• [TASK BRIEF]: Go through the material and pull out every line with the string "React" in it.

-------- MATERIAL --------

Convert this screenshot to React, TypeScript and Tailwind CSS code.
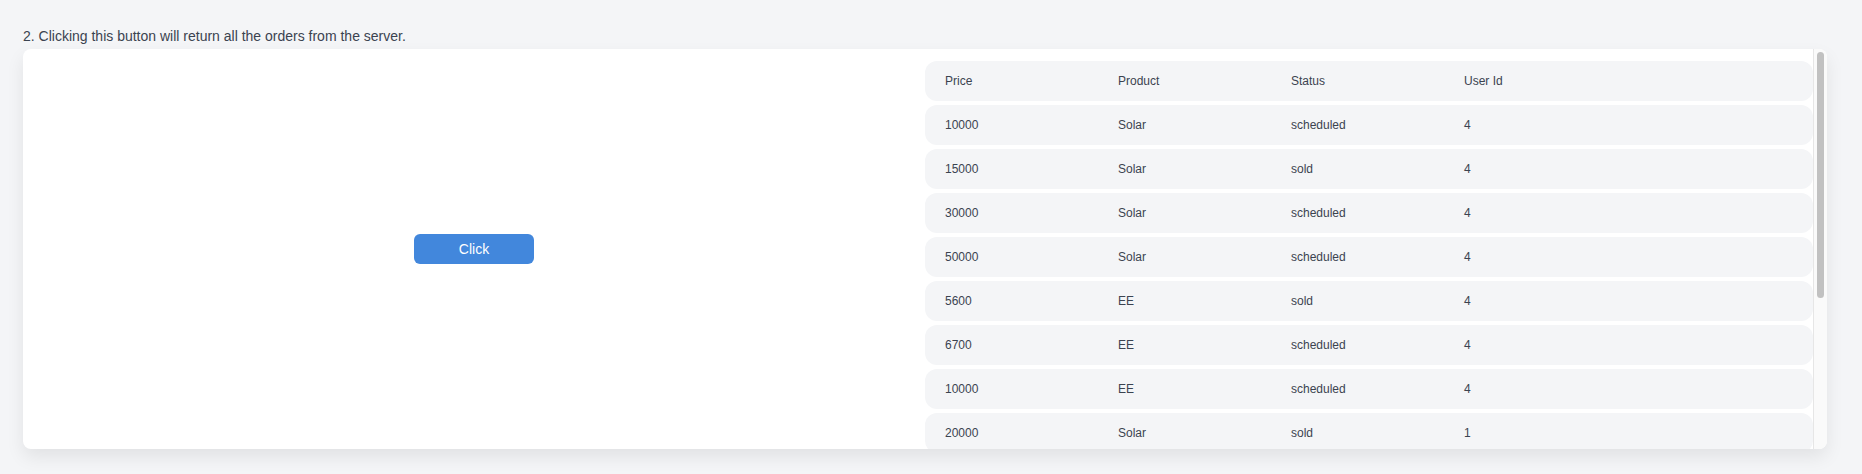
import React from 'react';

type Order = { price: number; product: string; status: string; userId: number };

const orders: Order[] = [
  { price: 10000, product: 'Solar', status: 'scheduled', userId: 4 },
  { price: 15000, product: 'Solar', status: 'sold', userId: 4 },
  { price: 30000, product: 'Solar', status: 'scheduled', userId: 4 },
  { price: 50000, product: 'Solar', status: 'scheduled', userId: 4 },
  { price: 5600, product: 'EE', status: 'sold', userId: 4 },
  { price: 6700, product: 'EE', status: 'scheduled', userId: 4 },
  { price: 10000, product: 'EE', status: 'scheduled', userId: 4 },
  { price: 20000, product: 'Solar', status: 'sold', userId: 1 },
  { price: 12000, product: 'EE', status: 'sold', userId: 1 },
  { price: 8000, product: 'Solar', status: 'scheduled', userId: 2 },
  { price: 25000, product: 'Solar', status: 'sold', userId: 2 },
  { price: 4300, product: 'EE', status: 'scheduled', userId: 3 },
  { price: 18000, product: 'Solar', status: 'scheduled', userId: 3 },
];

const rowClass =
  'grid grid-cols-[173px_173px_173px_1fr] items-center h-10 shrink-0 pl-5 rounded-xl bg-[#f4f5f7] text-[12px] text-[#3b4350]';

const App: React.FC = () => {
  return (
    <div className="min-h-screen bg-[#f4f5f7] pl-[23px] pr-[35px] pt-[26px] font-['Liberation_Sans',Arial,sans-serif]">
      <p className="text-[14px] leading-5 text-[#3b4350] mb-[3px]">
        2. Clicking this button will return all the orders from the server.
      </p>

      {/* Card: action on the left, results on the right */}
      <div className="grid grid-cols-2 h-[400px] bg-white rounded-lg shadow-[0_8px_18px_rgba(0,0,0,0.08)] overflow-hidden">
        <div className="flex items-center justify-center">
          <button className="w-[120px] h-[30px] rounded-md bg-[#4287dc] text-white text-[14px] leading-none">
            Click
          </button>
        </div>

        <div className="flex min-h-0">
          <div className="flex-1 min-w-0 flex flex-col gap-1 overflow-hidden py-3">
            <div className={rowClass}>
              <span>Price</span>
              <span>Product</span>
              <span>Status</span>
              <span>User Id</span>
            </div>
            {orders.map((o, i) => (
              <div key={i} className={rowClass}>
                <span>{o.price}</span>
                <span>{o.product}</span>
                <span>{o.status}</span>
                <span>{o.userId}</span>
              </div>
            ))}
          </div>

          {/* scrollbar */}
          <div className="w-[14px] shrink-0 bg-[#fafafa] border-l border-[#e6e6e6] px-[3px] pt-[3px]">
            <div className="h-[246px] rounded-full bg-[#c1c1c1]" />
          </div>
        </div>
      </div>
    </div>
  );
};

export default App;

--------

• [SOLUTION TO THIS PROBLEM]:
Convert this screenshot to React, TypeScript and Tailwind CSS code.
import React from 'react';
const App: React.FC = () => {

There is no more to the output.